Relative Fire Resistance of Landscaping Plants: Research and Notes
FIRESafe MARIN's list of recommended fire resistant plants was first published in 1995, in cooperation with local experts, including biologists, botanists, fire ecologists, urban foresters, and firefighters. The list was updated and published again in 1996 in cooperation with the University of California Cooperative Extension (Moritz, R. and S. Pavel. 1996. Pyrophytic vs. Fire Resistant Plants University of California Cooperative Extension HortScript February No. 18.). The 1997 report "Defensible Space Landscaping in the Urban/Wildland Interface: A Compilation of Fire Performance Ratings of Residential Landscape Plants" by the University of California Forest Products Laboratory served as a basis to further update the FIRESafe MARIN list, for a final print publication in 1998 - a format which served until 2017.
Our list of plants is not intended to be comprehensive - many plants, both fire-prone and fire-resistant do not appear on the list. We've attempted to list some of the most common varieties in Marin's complex landscaped wildland urban interface environment. Our list is based primarily on three factors: characteristics, chemistry, form, and structure of the plant itself; real world observations in a fire environment; and references or inclusion in other lists and categories. Other considerations, such as water requirements, invasive vs native status, and suitability for Marin's climate zones, play a role in the inclusion of particular species.

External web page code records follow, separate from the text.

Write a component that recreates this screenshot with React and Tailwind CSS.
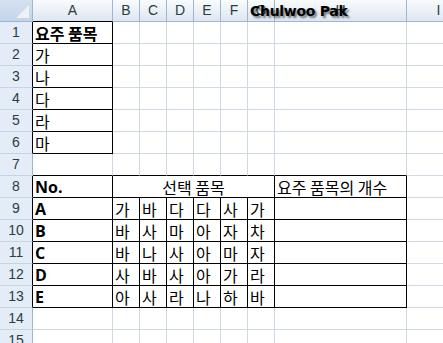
const cols = ["A", "B", "C", "D", "E", "F", "G", "H", "I"];

const rows = [
  ["요주 품목"],
  ["가"],
  ["나"],
  ["다"],
  ["라"],
  ["마"],
];

const picks = [
  ["A", ["가", "바", "다", "다", "사", "가"]],
  ["B", ["바", "사", "마", "아", "자", "차"]],
  ["C", ["바", "나", "사", "아", "마", "자"]],
  ["D", ["사", "바", "사", "아", "가", "라"]],
  ["E", ["아", "사", "라", "나", "하", "바"]],
];

const grid = "border-r border-b border-[#d0d7e5]";
const boxed = "border-r border-b border-r-black border-b-black";
const rowHead =
  "flex items-center justify-center border-r border-b border-[#9eb6ce] border-b-[#c5d3e3] bg-[#e4ecf7] text-[14px] text-[#27413e] font-['Liberation_Sans',sans-serif]";
const text = "flex items-end px-[2px] text-[16px] leading-[20px] text-black whitespace-nowrap overflow-visible";
const latin = "font-bold text-[15px] font-['Open_Sans','Noto_Sans_CJK_KR',sans-serif]";

function RowHead({ n, dark }) {
  return <div className={`${rowHead} ${dark ? "border-r-black" : ""}`}>{n}</div>;
}

function Blank() {
  return <div className={grid} />;
}

export default function App() {
  return (
    <div className="relative h-[343px] w-[443px] overflow-hidden bg-white font-['Noto_Sans_CJK_KR',sans-serif]">
      <div className="grid w-max grid-cols-[33px_80px_repeat(6,27px)_132px_64px] auto-rows-[22px]">
        {/* header row */}
        <div className="relative border-r border-b border-[#9eb6ce] bg-[linear-gradient(#d5e1f0,#c4d5ea)]">
          <svg className="absolute bottom-[3px] right-[3px]" width="13" height="13" viewBox="0 0 13 13">
            <polygon points="13,0 13,13 0,13" fill="#eef2f8" />
          </svg>
        </div>
        {cols.map((c) => (
          <div
            key={c}
            className={`flex items-center justify-center border-r border-b border-[#9eb6ce] bg-[linear-gradient(#f9fbfd,#dde6f1)] text-[14px] text-[#27413e] font-['Liberation_Sans',sans-serif] ${
              c === "A" ? "border-b-black" : ""
            }`}
          >
            {c}
          </div>
        ))}

        {/* rows 1-6 */}
        {rows.map((r, i) => (
          <div key={i} className="contents">
            <RowHead n={i + 1} dark />
            <div className={`${text} ${boxed} ${i === 0 ? "font-bold" : ""}`}>{r[0]}</div>
            {cols.slice(1).map((c) => (
              <Blank key={c} />
            ))}
          </div>
        ))}

        {/* row 7 */}
        <RowHead n={7} />
        {cols.map((c) => (
          <div key={c} className={`${grid} ${c !== "I" ? "border-b-black" : ""}`} />
        ))}

        {/* row 8 */}
        <RowHead n={8} dark />
        <div className={`${text} ${boxed} ${latin}`}>No.</div>
        <div className={`col-span-6 ${text} justify-center ${boxed}`}>선택 품목</div>
        <div className={`${text} ${boxed}`}>요주 품목의 개수</div>
        <Blank />

        {/* rows 9-13 */}
        {picks.map(([label, items], i) => (
          <div key={label} className="contents">
            <RowHead n={9 + i} dark />
            <div className={`${text} ${boxed} ${latin}`}>{label}</div>
            {items.map((it, j) => (
              <div key={j} className={`${text} ${boxed}`}>
                {it}
              </div>
            ))}
            <div className={boxed} />
            <Blank />
          </div>
        ))}

        {/* rows 14-15 */}
        {[14, 15].map((n) => (
          <div key={n} className="contents">
            <RowHead n={n} />
            {cols.map((c) => (
              <Blank key={c} />
            ))}
          </div>
        ))}
      </div>

      <div className="absolute left-[250px] top-[2px] text-[14px] font-bold leading-[18px] text-black font-['DejaVu_Sans',sans-serif] tracking-[-0.3px] [text-shadow:2px_2px_2px_rgba(0,0,0,0.5)]">
        Chulwoo Pak
      </div>
    </div>
  );
}
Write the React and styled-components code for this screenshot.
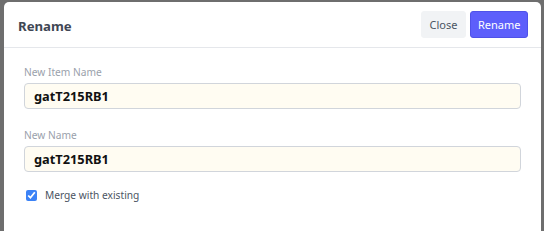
import React, { useState } from "react";
import styled, { createGlobalStyle } from "styled-components";

const GlobalStyle = createGlobalStyle`
  html, body {
    margin: 0;
    padding: 0;
    background: #6e6e6e;
    font-family: "Noto Sans", "Open Sans", sans-serif;
  }
`;

const Overlay = styled.div`
  min-height: 231px;
  padding: 2px 3px 0 4px;
  box-sizing: border-box;
`;

const Modal = styled.div`
  background: #fff;
  border-radius: 5px 5px 0 0;
  height: 240px;
`;

const Header = styled.div`
  height: 45px;
  display: flex;
  align-items: center;
  justify-content: space-between;
  padding: 0 13px 0 14px;
  border-bottom: 1px solid #e5e7eb;
`;

const Title = styled.h3`
  margin: 2px 0 0;
  font-size: 13.2px;
  font-weight: 700;
  color: #3f4754;
`;

const Actions = styled.div`
  display: flex;
  gap: 4px;
`;

const Button = styled.button`
  height: 27px;
  padding: 0 ${(p) => (p.$primary ? "6.5px" : "8px")};
  font-family: inherit;
  font-size: 11px;
  border-radius: 3px;
  cursor: pointer;
  border: 1px solid ${(p) => (p.$primary ? "#4f52e8" : "#f1f3f5")};
  background: ${(p) => (p.$primary ? "#5d5ffb" : "#f1f3f5")};
  color: ${(p) => (p.$primary ? "#fff" : "#4b5563")};
`;

const Body = styled.div`
  padding: 16px 20px 0;
`;

const Field = styled.div`
  display: flex;
  flex-direction: column;
  gap: 2px;
  margin-bottom: 18px;
`;

const Label = styled.label`
  font-size: 10.2px;
  color: #9aa1ab;
  line-height: 17px;
`;

const Input = styled.input`
  height: 26px;
  box-sizing: border-box;
  border: 1px solid #d1d5db;
  border-radius: 4px;
  background: #fffcf2;
  padding: 0 9px;
  font-family: inherit;
  font-size: 12.8px;
  font-weight: 700;
  color: #111;
  outline: none;
`;

const CheckRow = styled.label`
  display: flex;
  align-items: center;
  gap: 8px;
  margin-top: -2px;
  padding-left: 2px;
  font-size: 10.2px;
  color: #4b5563;
`;

const Check = styled.input`
  width: 11px;
  height: 11px;
  margin: 0;
  accent-color: #3b82f6;
`;

export default function App() {
  const [itemName, setItemName] = useState("gatT215RB1");
  const [name, setName] = useState("gatT215RB1");
  const [merge, setMerge] = useState(true);
  return (
    <>
      <GlobalStyle />
      <Overlay>
        <Modal>
          <Header>
            <Title>Rename</Title>
            <Actions>
              <Button>Close</Button>
              <Button $primary>Rename</Button>
            </Actions>
          </Header>
          <Body>
            <Field>
              <Label>New Item Name</Label>
              <Input value={itemName} onChange={(e) => setItemName(e.target.value)} />
            </Field>
            <Field>
              <Label>New Name</Label>
              <Input value={name} onChange={(e) => setName(e.target.value)} />
            </Field>
            <CheckRow>
              <Check type="checkbox" checked={merge} onChange={(e) => setMerge(e.target.checked)} />
              Merge with existing
            </CheckRow>
          </Body>
        </Modal>
      </Overlay>
    </>
  );
}
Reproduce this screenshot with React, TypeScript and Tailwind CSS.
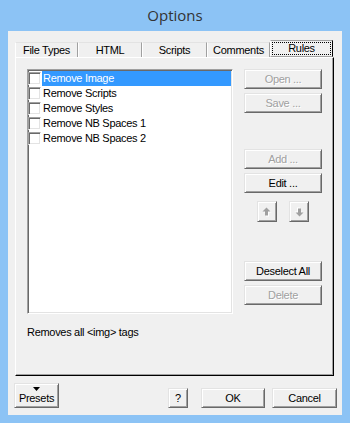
const raised =
  "border border-t-[#e3e3e3] border-l-[#e3e3e3] border-r-[#696969] border-b-[#696969] shadow-[inset_1px_1px_0_#fff,inset_-1px_-1px_0_#a0a0a0] bg-[#f0f0f0]";
const sunken =
  "border border-t-[#a0a0a0] border-l-[#a0a0a0] border-r-white border-b-white shadow-[inset_1px_1px_0_#696969,inset_-1px_-1px_0_#e3e3e3]";

function Btn({ label, w, disabled, className = "" }: { label: string; w: string; disabled?: boolean; className?: string }) {
  return (
    <div className={`${raised} ${w} h-[20px] flex items-center justify-center ${className}`}>
      <span
        className={
          disabled
            ? "text-[#a0a0a0] [text-shadow:1px_1px_0_#fff]"
            : "text-black"
        }
      >
        {label}
      </span>
    </div>
  );
}

function Arrow({ down }: { down?: boolean }) {
  return (
    <div className={`${raised} w-[20px] h-[21px] flex items-center justify-center`}>
      <svg width="10" height="10" viewBox="0 0 10 10" className={down ? "rotate-180" : ""}>
        <path d="M4.5 0.5 L8.5 4.5 L6 4.5 L6 8.5 L3 8.5 L3 4.5 L0.5 4.5 Z" fill="#fff" transform="translate(1 1)" />
        <path d="M4.5 0.5 L8.5 4.5 L6 4.5 L6 8.5 L3 8.5 L3 4.5 L0.5 4.5 Z" fill="#a0a0a0" />
      </svg>
    </div>
  );
}

const tabs = [
  { label: "File Types", w: "w-[63px]" },
  { label: "HTML", w: "w-[64px]" },
  { label: "Scripts", w: "w-[65px]" },
  { label: "Comments", w: "w-[63px]" },
];

const rules = ["Remove Image", "Remove Scripts", "Remove Styles", "Remove NB Spaces 1", "Remove NB Spaces 2"];

export default function App() {
  return (
    <div className="w-[350px] h-[423px] bg-[#8cc3f5] flex flex-col font-['Liberation_Sans',Arial,sans-serif] text-[11px] tracking-[-0.3px] text-black">
      {/* Title bar */}
      <div className="h-[31px] flex items-center justify-center font-['Open_Sans',sans-serif] text-[15px] tracking-normal text-[#333]">
        Options
      </div>

      {/* Client area */}
      <div className="mx-[8px] mb-[8px] flex-1 bg-[#f0f0f0] flex flex-col pt-[9px]">
        {/* Tab strip */}
        <div className="ml-[7px] flex items-end h-[17px]">
          {tabs.map((t) => (
            <div
              key={t.label}
              className={`${t.w} h-[15px] border-t border-l border-r border-t-[#e3e3e3] border-l-white border-r-[#a0a0a0] flex items-center justify-center leading-[13px] pt-[1px]`}
            >
              {t.label}
            </div>
          ))}
          <div className="w-[63px] h-[17px] border border-t-[#a0a0a0] border-l-white border-r-[#000] border-b-[#a0a0a0] flex items-center justify-center p-[1px]">
            <div className="w-full h-full border border-dotted border-black flex items-center justify-center leading-[13px]">
              Rules
            </div>
          </div>
        </div>

        {/* Panel */}
        <div className="ml-[7px] w-[319px] h-[319px] border border-t-white border-l-white border-r-black border-b-black shadow-[inset_-1px_-1px_0_#a0a0a0] pt-[11px] pl-[11px] flex flex-col">
          <div className="flex">
            {/* List box */}
            <div className={`${sunken} w-[206px] h-[245px] bg-white py-[1px] pr-[1px] flex flex-col`}>
              {rules.map((r, i) => (
                <div key={r} className="h-[15px] flex items-center">
                  <div className={`${sunken} w-[13px] h-[13px] bg-white shrink-0`} />
                  <div
                    className={`ml-[1px] flex-1 h-[15px] flex items-center pl-[1px] ${
                      i === 0 ? "bg-[#3399ff] text-white" : ""
                    }`}
                  >
                    {r}
                  </div>
                </div>
              ))}
            </div>

            {/* Buttons column */}
            <div className="ml-[11px] flex flex-col items-center">
              <Btn label="Open ..." w="w-[78px]" disabled />
              <Btn label="Save ..." w="w-[78px]" disabled className="mt-[4px]" />
              <Btn label="Add ..." w="w-[78px]" disabled className="mt-[36px]" />
              <Btn label="Edit ..." w="w-[78px]" className="mt-[4px]" />
              <div className="mt-[8px] flex gap-[12px]">
                <Arrow />
                <Arrow down />
              </div>
              <Btn label="Deselect All" w="w-[78px]" className="mt-[39px]" />
              <Btn label="Delete" w="w-[78px]" disabled className="mt-[4px]" />
            </div>
          </div>

          <div className="mt-[12px] leading-[13px]">Removes all &lt;img&gt; tags</div>
        </div>

        {/* Bottom buttons */}
        <div className="mt-[7px] pl-[6px] flex items-end h-[25px]">
          <div className={`${raised} w-[45px] h-[25px] flex flex-col items-center pt-[3px]`}>
            <svg width="7" height="4" viewBox="0 0 7 4">
              <path d="M0 0 L7 0 L3.5 4 Z" fill="#000" />
            </svg>
            <span className="leading-[13px] mt-[1px]">Presets</span>
          </div>
          <Btn label="?" w="w-[20px]" className="ml-[109px]" />
          <Btn label="OK" w="w-[64px]" className="ml-[13px]" />
          <Btn label="Cancel" w="w-[65px]" className="ml-[7px]" />
        </div>
      </div>
    </div>
  );
}
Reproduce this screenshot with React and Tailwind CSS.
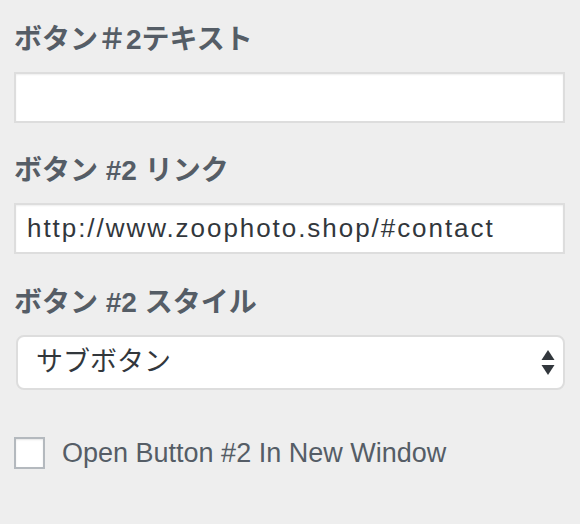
import React from 'react';

const font = "font-['Liberation_Sans','Noto_Sans_CJK_JP',sans-serif]";

const Label = ({ children }) => (
    <div className={`${font} text-[28px] leading-[32px] font-bold text-[#555d66] mb-[16px]`}>
        {children}
    </div>
);

const TextField = ({ value }) => (
    <div className="h-[51px] w-[551px] border-2 border-[#dddddd] bg-white shadow-[inset_0_1px_2px_rgba(0,0,0,0.07)] flex items-center px-[11px]">
        <span className={`${font} text-[26px] tracking-[1.95px] text-[#32373c] whitespace-nowrap`}>{value}</span>
    </div>
);

const App = () => {
    return (
        <div className="min-h-screen bg-[#eeeeee] pl-[14px] pt-[24px]">
            <Label>ボタン＃2テキスト</Label>
            <TextField value="" />

            <div className="mt-[32px]">
                <Label>ボタン #2 リンク</Label>
                <TextField value="http://www.zoophoto.shop/#contact" />
            </div>

            <div className="mt-[33px]">
                <Label>ボタン #2 スタイル</Label>
                <div className="ml-[2px] h-[55px] w-[549px] rounded-[8px] border-2 border-[#dddddd] bg-white flex items-center justify-between pl-[18px] pr-[8px]">
                    <span className={`${font} text-[27px] text-[#32373c]`}>サブボタン</span>
                    {/* up / down arrows */}
                    <svg width="14" height="26" viewBox="0 0 14 26">
                        <path d="M7 0 L13.5 10 L0.5 10 Z" fill="#32373c" />
                        <path d="M0.5 15 L13.5 15 L7 25 Z" fill="#32373c" />
                    </svg>
                </div>
            </div>

            <div className="mt-[43px] flex items-center gap-[17px]">
                <div className="w-[31px] h-[32px] border-2 border-[#b4b9be] bg-white shadow-[inset_0_1px_2px_rgba(0,0,0,0.1)]" />
                <span className={`${font} text-[27px] text-[#555d66]`}>Open Button #2 In New Window</span>
            </div>
        </div>
    );
};

export default App;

It is imperative to understand that ALL PLANTS CAN BURN, especially if in poor health, poorly maintained, drought stressed, improperly irrigated, or if other factors exist in the local environment. Proper maintenance is critical to maintain the fire-resistant properties of listed plants. FIRESafe MARIN makes no guarantees about the hazard or safety of any plant on these lists. The relative wildfire resistance of a home depends on numerous factors, including construction methods and materials, site location, aspect, slope, neighboring properties, defensible space, and the presence of dead vegetation and other nearby combustibles. Species and health of live plants in landscaping is only one factor of many.
This list is routinely reviewed and updated as new information and evidence becomes available. A 2017 review altered the list substantially, primarily removing plants now understood to be invasive, and providing a new online viewing tool and references.
Research Literature Review
Plant Flammability Testing, Fire-Resistant Plant Lists and Relevance of a Plant Flammability Key for Ornamental Landscape Plants in the Western States
The 2016 "Research Literature Review of Plant Flammability Testing, Fire-Resistant Plant Lists and Relevance of a Plant Flammability Key for Ornamental Landscape Plants in the Western States" published by the Farm and Home Advisor’s Office of the University of California Cooperative Extension provided an opportunity to review and update FIRESafe MARIN's list. This report states:
Plant flammability and testing protocols to support fire resistant landscaping recommendations has been ongoing in California since the 1950’s (Weise, White, Beall, & Etlinger, 2005, Ching & Stewart, 1962). The literature on these topics was thoroughly examined and discussed by White and Zipperer (2010). Within the last 20 years, only three scientific studies were found that examine flammability relating specifically to ornamental landscape plants in California. The University of California Forest Products Lab (UCFPL) (1997) prepared an internal report for the California Department of Forestry and Fire Protection that also addresses ornamental horticulture flammability and plant list issues. This report included a curated list of ornamental landscape plants for fire-resistant landscaping in California based on their review. In their study to develop a plant flammability testing protocol, Etlinger and Beall (2004) discuss prior research on plant flammability, plant rankings and plant lists for fire-resistant landscaping. Weise et al. (2005) provide a review of literature as an introduction to their research conducted on seasonal plant flammability of selected ornamental landscape specimen in California using a particular testing method, the cone calorimeter.